Now before you start to feel like we might recommend something totally out there, like sharing the details of your personal life with everyone on social media, spilling your heart out to your boss or sending a mass-text to 50 of your closest friends and colleagues… take a deep breath. We’re here to get you moving, but not like this!
In order to process adversity and change, you need connection. You need the support of other people. But mostly, you need people to see and tell you when you’re headed for trouble.
It’s like my neighbor's yard. They spend a lot of time, effort and money making it look perfectly manicured. The grass is a brilliant green and super soft, but you have to watch your step. The yard is FULL of tunnels made by moles!
On the surface, everything looks great. But just below what you can see, it’s a different story. Without the proper treatment, these mole tunnels can cause bigger holes. A person walking or running in the yard could sink into them at any minute.

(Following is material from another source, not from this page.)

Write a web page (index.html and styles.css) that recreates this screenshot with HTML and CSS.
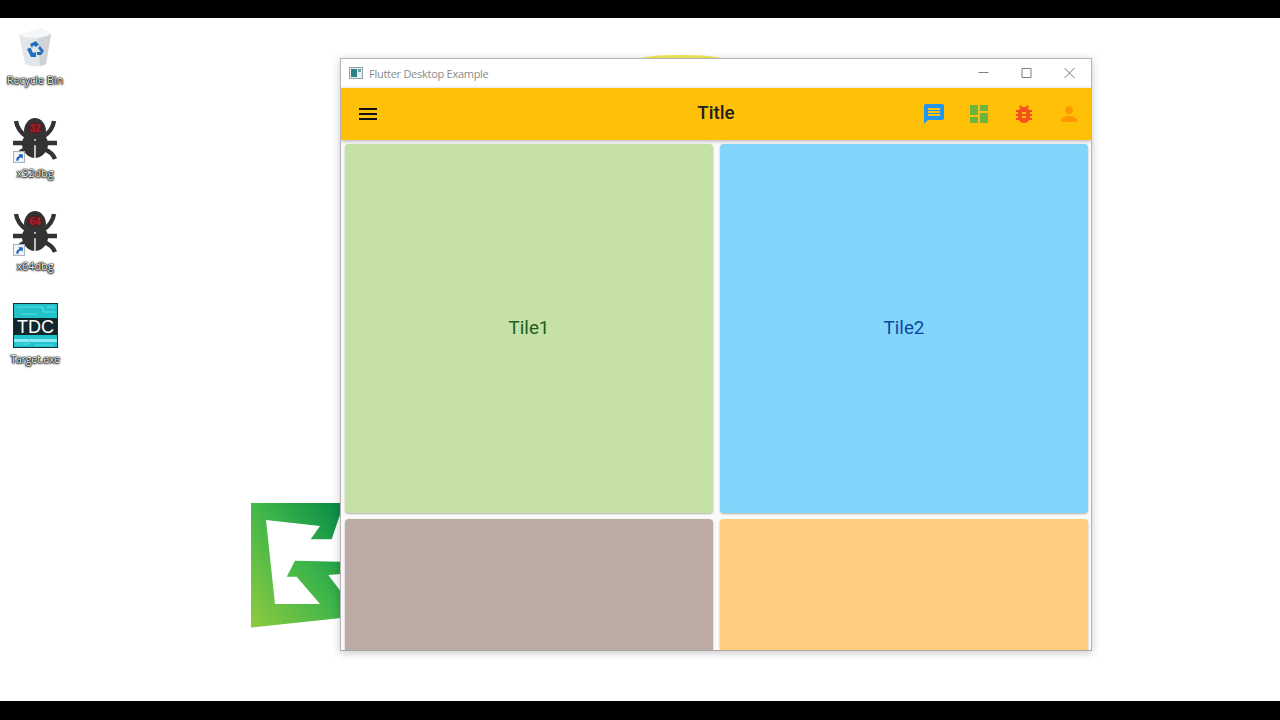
FILE: index.html
```html
<!DOCTYPE html>
<html lang="en">
<head>
    <meta charset="UTF-8">
    <meta name="viewport" content="width=device-width, initial-scale=1.0">
    <title>Flutter Desktop Example</title>
    <link rel="stylesheet" href="styles.css">
</head>
<body>
    <svg class="defs" width="0" height="0">
        <defs>
            <symbol id="bug" viewBox="0 0 45 42">
                <g class="bug-legs">
                    <path d="M3 3 C4 10 8 15 14 19"/>
                    <path d="M41 3 C40 10 36 15 30 19"/>
                    <path d="M0 25 H44"/>
                    <path d="M13 31 C8 33 4 36 2 41"/>
                    <path d="M31 31 C36 33 40 36 42 41"/>
                </g>
                <path class="bug-body" d="M22 15 C14 15 9 19 9 26 C9 33 14 39 21.3 40 V21 H22.7 V40 C30 39 35 33 35 26 C35 19 30 15 22 15 Z"/>
                <path class="bug-head" d="M11 13 C11 6 16 0 22 0 C28 0 33 6 33 13 C33 17 27 18 22 18 C17 18 11 17 11 13 Z"/>
                <ellipse class="bug-hat" cx="22" cy="10" rx="8" ry="6"/>
            </symbol>
            <symbol id="shortcut" viewBox="0 0 11 11">
                <rect class="shortcut-box" x="0.5" y="0.5" width="10" height="10"/>
                <path class="shortcut-arrow" d="M3 9 C3 6 4 5 6 4.6 L5 3 H9 V7 L7.6 5.8 C6 6.2 5 7 5 9 Z"/>
            </symbol>
            <linearGradient id="logoFill" x1="0" y1="1" x2="1" y2="0">
                <stop offset="0" stop-color="#8fcb3f"/>
                <stop offset="0.55" stop-color="#3db54a"/>
                <stop offset="1" stop-color="#058a45"/>
            </linearGradient>
        </defs>
    </svg>

    <div class="bar"></div>

    <main class="desktop">
        <div class="shortcut recycle">
            <svg class="recycle-art" viewBox="0 0 34 40">
                <path class="bin-side" d="M1 8 L24 1 L33 7 L28 37 C23 40 12 40 7 37 Z"/>
                <path class="bin-shade" d="M20 11 L33 7 L28 37 C26 38.5 24 39 22 39 Z"/>
                <path class="bin-inner" d="M1 8 L24 1 L33 7 C25 12 9 12 1 8 Z"/>
                <path class="bin-arrows" d="M12 17 L18 14 L21 18 L17.5 20 L15.5 18 L14 21 Z M22 19 L26 24 L23 28 L19 28 L19 25 L23 25 L20 21 Z M9 22 L12.5 20.5 L15 26 L18 25 L18 30 L13 30 Z"/>
            </svg>
            <span class="shortcut-label">Recycle Bin</span>
        </div>

        <div class="shortcut x32">
            <div class="bug-art">
                <svg class="bug-icon" viewBox="0 0 45 42"><use href="#bug"/><text class="bug-num" x="22" y="13.5">32</text></svg>
                <svg class="link-icon" viewBox="0 0 11 11"><use href="#shortcut"/></svg>
            </div>
            <span class="shortcut-label">x32dbg</span>
        </div>

        <div class="shortcut x64">
            <div class="bug-art">
                <svg class="bug-icon" viewBox="0 0 45 42"><use href="#bug"/><text class="bug-num" x="22" y="13.5">64</text></svg>
                <svg class="link-icon" viewBox="0 0 11 11"><use href="#shortcut"/></svg>
            </div>
            <span class="shortcut-label">x64dbg</span>
        </div>

        <div class="shortcut target">
            <svg class="tdc" viewBox="0 0 45 45">
                <rect class="tdc-sky" x="0.5" y="0.5" width="44" height="44"/>
                <path class="tdc-trace" d="M4 4 H30 V9 H42 M8 11 H24 M34 4 H42"/>
                <rect class="tdc-band" x="1" y="15" width="43" height="17"/>
                <rect class="tdc-glow" x="1" y="36" width="43" height="3"/>
                <path class="tdc-trace" d="M4 41 H16 V36 M22 42 H40"/>
                <text class="tdc-text" x="22.5" y="29.5">TDC</text>
            </svg>
            <span class="shortcut-label target-label">Target.exe</span>
        </div>

        <div class="wallpaper-arc"></div>

        <svg class="logo" viewBox="0 0 90 125">
            <path fill="url(#logoFill)" d="M0 0 H90 V115 L0 124.5 Z"/>
            <path class="logo-cut" d="M15 17 L69 23 L59.7 36.3 H80.7 L90 8.7 V58.7 L44 57.7 L35.7 73.7 H45.7 L69 101 H24 Z"/>
            <path class="logo-cut" d="M77.3 72 L90 71 V88.7 Z"/>
        </svg>

        <section class="window">
            <header class="titlebar">
                <svg class="app-glyph" viewBox="0 0 14 14">
                    <rect class="glyph-frame" x="0.5" y="1.5" width="13" height="11"/>
                    <rect class="glyph-left" x="2" y="3" width="6" height="8"/>
                    <rect class="glyph-right" x="9" y="3" width="3" height="3"/>
                </svg>
                <span class="window-title">Flutter Desktop Example</span>
                <div class="window-buttons">
                    <svg class="caption-btn" viewBox="0 0 43 26"><path d="M16.5 12.5 H26.5"/></svg>
                    <svg class="caption-btn" viewBox="0 0 43 26"><path d="M17 8.5 H26 V17.5 H17 Z"/></svg>
                    <svg class="caption-btn" viewBox="0 0 43 26"><path d="M16.5 8 L26.5 18 M26.5 8 L16.5 18"/></svg>
                </div>
            </header>

            <div class="appbar">
                <button class="icon-btn menu-btn">
                    <svg class="icon" viewBox="0 0 24 24"><path d="M3 18h18v-2H3v2zm0-5h18v-2H3v2zm0-7v2h18V6H3z"/></svg>
                </button>
                <h1 class="appbar-title">Title</h1>
                <div class="actions">
                    <button class="icon-btn">
                        <svg class="icon blue" viewBox="0 0 24 24"><path d="M20 2H4c-1.1 0-1.99.9-1.99 2L2 22l4-4h14c1.1 0 2-.9 2-2V4c0-1.1-.9-2-2-2zm-2 12H6v-2h12v2zm0-3H6V9h12v2zm0-3H6V6h12v2z"/></svg>
                    </button>
                    <button class="icon-btn">
                        <svg class="icon green" viewBox="0 0 24 24"><path d="M3 13h8V3H3v10zm0 8h8v-6H3v6zm10 0h8V11h-8v10zm0-18v6h8V3h-8z"/></svg>
                    </button>
                    <button class="icon-btn">
                        <svg class="icon red" viewBox="0 0 24 24"><path d="M20 8h-2.81c-.45-.78-1.07-1.45-1.82-1.96L17 4.41 15.59 3l-2.17 2.17C12.96 5.06 12.49 5 12 5c-.49 0-.96.06-1.41.17L8.41 3 7 4.41l1.62 1.63C7.88 6.55 7.26 7.22 6.81 8H4v2h2.09c-.05.33-.09.66-.09 1v1H4v2h2v1c0 .34.04.67.09 1H4v2h2.81c1.04 1.79 2.97 3 5.19 3s4.15-1.21 5.19-3H20v-2h-2.09c.05-.33.09-.66.09-1v-1h2v-2h-2v-1c0-.34-.04-.67-.09-1H20V8zm-6 8h-4v-2h4v2zm0-4h-4v-2h4v2z"/></svg>
                    </button>
                    <button class="icon-btn">
                        <svg class="icon orange" viewBox="0 0 24 24"><path d="M12 12c2.21 0 4-1.79 4-4s-1.79-4-4-4-4 1.79-4 4 1.79 4 4 4zm0 2c-2.67 0-8 1.34-8 4v2h16v-2c0-2.66-5.33-4-8-4z"/></svg>
                    </button>
                </div>
            </div>

            <div class="tiles">
                <div class="tile tile-green">Tile1</div>
                <div class="tile tile-blue">Tile2</div>
                <div class="tile tile-brown"></div>
                <div class="tile tile-orange"></div>
            </div>
        </section>
    </main>

    <div class="bar bar-bottom"></div>
</body>
</html>
```

FILE: styles.css
```css
* {
    margin: 0;
    padding: 0;
    box-sizing: border-box;
}

body {
    width: 1280px;
    height: 720px;
    display: flex;
    flex-direction: column;
    overflow: hidden;
    background: #fff;
    font-family: Roboto, sans-serif;
}

.defs {
    position: absolute;
}

.bar {
    height: 18px;
    background: #000;
}

.bar-bottom {
    height: 19px;
}

.desktop {
    position: relative;
    flex: 1;
    background: #fff;
}

/* desktop shortcuts */
.shortcut {
    position: absolute;
    left: 0;
    width: 70px;
    display: flex;
    flex-direction: column;
    align-items: center;
}

.recycle { top: 9px; }
.x32 { top: 100px; }
.x64 { top: 193px; }
.target { top: 285px; }

.shortcut-label {
    font-family: "Open Sans", sans-serif;
    font-size: 11px;
    line-height: 14px;
    letter-spacing: -0.1px;
    color: #f2f2f2;
    text-shadow: 0 0 2px #000, 0 1px 2px #000, 0 0 1px #000, 0 0 1px #000;
}

.target-label {
    letter-spacing: -0.4px;
}

.recycle-art {
    width: 34px;
    height: 40px;
    margin-bottom: 6px;
}

.bin-side { fill: #e4e7e9; }
.bin-shade { fill: #cfd3d6; }
.bin-inner { fill: #f5f6f7; }
.bin-arrows { fill: #1e6fc4; }

.bug-art {
    position: relative;
    width: 45px;
    height: 42px;
    margin-bottom: 6px;
}

.bug-icon {
    display: block;
    width: 45px;
    height: 42px;
}

.bug-legs path {
    fill: none;
    stroke: #333;
    stroke-width: 4.4;
}

.bug-body, .bug-head { fill: #333; }
.bug-hat { fill: #43262a; }

.bug-num {
    font-family: "Liberation Sans", sans-serif;
    font-size: 10px;
    font-weight: 700;
    fill: #c8141c;
    text-anchor: middle;
}

.link-icon {
    position: absolute;
    left: 0;
    bottom: -3px;
    width: 12px;
    height: 12px;
}

.shortcut-box {
    fill: #f4f7fb;
    stroke: #a9b4c2;
}

.shortcut-arrow { fill: #1c63b8; }

.tdc {
    display: block;
    width: 45px;
    height: 45px;
    margin-bottom: 4px;
}

.tdc-sky {
    fill: #22c3cb;
    stroke: #12323a;
}

.tdc-trace {
    fill: none;
    stroke: #5fdde6;
    stroke-width: 1;
}

.tdc-band { fill: #10282c; }
.tdc-glow { fill: #8beaf2; }

.tdc-text {
    font-family: "Liberation Sans", sans-serif;
    font-size: 18px;
    fill: #fff;
    text-anchor: middle;
}

/* things behind the window */
.wallpaper-arc {
    position: absolute;
    left: 640px;
    top: 37px;
    width: 82px;
    height: 4px;
    border-radius: 50% 50% 0 0 / 100% 100% 0 0;
    background: #f2ea55;
}

.logo {
    position: absolute;
    left: 251px;
    top: 485px;
    width: 90px;
    height: 125px;
}

.logo-cut { fill: #fff; }

/* flutter window */
.window {
    position: absolute;
    left: 340px;
    top: 40px;
    width: 752px;
    height: 593px;
    display: flex;
    flex-direction: column;
    overflow: hidden;
    background: #fafafa;
    border: 1px solid #b4b4b4;
    border-bottom: 1px solid #a8a8a8;
    box-shadow: 0 2px 8px rgba(0, 0, 0, 0.22);
}

.titlebar {
    height: 29px;
    flex-shrink: 0;
    display: flex;
    align-items: center;
    padding: 1px 0 2px 8px;
    background: #fff;
}

.app-glyph {
    width: 14px;
    height: 14px;
    margin-right: 6px;
}

.glyph-frame {
    fill: #e6eef0;
    stroke: #8fa3a8;
}

.glyph-left { fill: #2f7f86; }
.glyph-right { fill: #6fa3aa; }

.window-title {
    font-family: "Open Sans", sans-serif;
    font-size: 11px;
    letter-spacing: -0.27px;
    color: #8b8b8b;
}

.window-buttons {
    margin-left: auto;
    display: flex;
}

.caption-btn {
    display: block;
    width: 43px;
    height: 26px;
}

.caption-btn path {
    fill: none;
    stroke: #7f7f7f;
    stroke-width: 1;
}

.appbar {
    position: relative;
    z-index: 1;
    height: 52px;
    flex-shrink: 0;
    display: flex;
    align-items: center;
    justify-content: space-between;
    background: #ffc107;
    box-shadow: 0 1px 4px rgba(0, 0, 0, 0.3);
}

.icon-btn {
    width: 45px;
    height: 48px;
    display: flex;
    align-items: center;
    justify-content: center;
    border: none;
    background: none;
}

.menu-btn {
    width: 54px;
}

.icon {
    width: 24px;
    height: 24px;
    fill: #111;
}

.icon.blue { fill: #2196f3; }
.icon.green { fill: #6cb33f; }
.icon.red { fill: #f4511e; }
.icon.orange { fill: #ff9800; }

.appbar-title {
    position: absolute;
    left: 0;
    right: 0;
    padding-bottom: 2px;
    text-align: center;
    font-size: 18.8px;
    font-weight: 500;
    color: #212121;
    pointer-events: none;
}

.actions {
    display: flex;
}

.tiles {
    flex: 1;
    display: grid;
    grid-template-columns: 368px 368px;
    grid-auto-rows: 369px;
    column-gap: 7px;
    row-gap: 6px;
    padding: 4px 3px 0 4px;
    overflow: hidden;
}

.tile {
    display: flex;
    align-items: center;
    justify-content: center;
    padding-bottom: 2px;
    border-radius: 4px;
    font-size: 18.8px;
    box-shadow: 0 1px 2px rgba(0, 0, 0, 0.3);
}

.tile-green { background: #c5e1a5; color: #1b5e20; }
.tile-blue { background: #81d4fa; color: #0d47a1; }
.tile-brown { background: #bcaaa4; }
.tile-orange { background: #ffcc80; }
```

The same is true of you. Good relationships with good people help you see what’s happening beneath the surface. They can be family or friends. Near or far away.
There’s only one condition: they must be the kind of person who will call you out just as quickly as they’ll build you up.
They need to be someone who loves you enough to tell you when your version of things misses the mark. When the tunnels beneath the surface of your carefully manicured life are at risk for becoming sinkholes.
This is a special person, because most people don’t like telling you when you're off track... especially if you’re moving full speed ahead!
This fearless, truth-and-love kind of person is essential for your life. If you have one, text them right now and say “Thank you!” They are a GIFT. If you don’t have someone who does this for you, write down the name of someone you can give this permission to. Then plan to reach out to them this week. It’s that important.
Connect now. Nourish now. You won’t regret it. These relationships will keep you moving when it matters most. Together, you’ll build life well… even through the hard moments.